HARRY Redknapp has offered Portsmouth City Council £400,000 to be allowed to develop an empty seafront site – without low-cost homes.
The former Pompey manager already has permission to build 92 flats at the old Savoy Buildings in Southsea.
But planning rules mean 28 of the properties must be affordable homes.
Mr Redknapp’s firm, Pierfront Developments, doesn’t want them included, and asked late last month if it could develop the site with no affordable properties.
This was turned down by the city’s planning committee on June 22.
Now Mr Redknapp’s firm has offered to stump up £400,000 for them to be built elsewhere in the city.
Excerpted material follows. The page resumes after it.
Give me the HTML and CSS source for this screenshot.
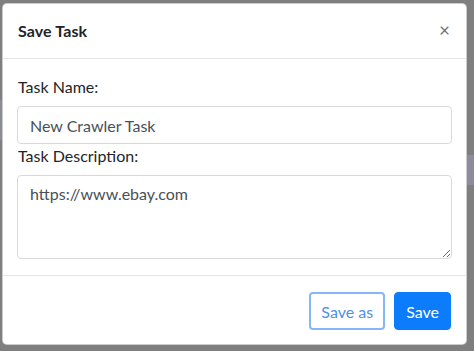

But critics say the firm should not be allowed to sidestep the housing agreement it made when it bought the site in 2007.
Eastney and Craneswater, Cllr Terry Hall, said: ‘Hundreds of hard-working people across the city are desperately trying to find a home.
‘To allow this developer to get away without making any contribution would be immoral.’
She added: ‘They’re seafront flats and would fetch at least £100,000 each so I don’t think it’s enough.’
Pierfront, which has already paid the council £100,000 as part of a legal agreement over the site, says the affordable homes rule means it would end up losing money.
If it can prove the development is not viable with low-cost homes, then the city council can consider accepting money for them to be built elsewhere.
The council says the cash Pierfront has offered would pay for just five affordable homes to be built.
Tory Cllr Donna Jones, a member of the planning committee, added: ‘This proves we were right not to let the previous offer, which made no provision for affordable housing, go ahead.
‘We must look at the figures to see whether this is good enough, but it’s better than what went before.’
Managing director of Southsea’s Bernards estate agents Jason Parker is Mr Redknapp’s representative.
He said: ‘There’s a perception Pierfront’s owner is a wealthy man.
‘But this site is losing money, and he’s going to work to keep paying it off.
‘This is a significant offer because he wants to start work, and cannot do so if the 28 affordable flats are included.’
Offer is ‘a planning first’ for city council
THIS is the first time the city council’s planning department has been offered cash with which to build affordable housing elsewhere.
The council’s assistant head of planning, Claire Upton-Brown, said the global economic crash had changed the way developers approach building deals.
She said: ‘We’ve not had an offer like this before, but Pierfront Development used valuers’ figures, confirmed by our valuers, to show how things have changed since the economic crisis.
‘When they bought the site, their profit margins were much higher than at present.’
In the wake of the crisis, Pierfront lost backing from banks, and was forced to re-evaluate its scheme.
Ms Upton-Brown said: ‘The crisis has changed the profitability of development.
‘Affordable housing is important to the council.
‘We look at cases where the profit margin is 17 to 23 per cent.
‘That’s because anything higher than that will develop with no problem, anything lower won’t be backed, but that range means the deal may hang in the balance.’
The Savoy Buildings, built in 1929, had been empty since 2006, when they were used as Time and Envy nightclub, before they were demolished two years ago.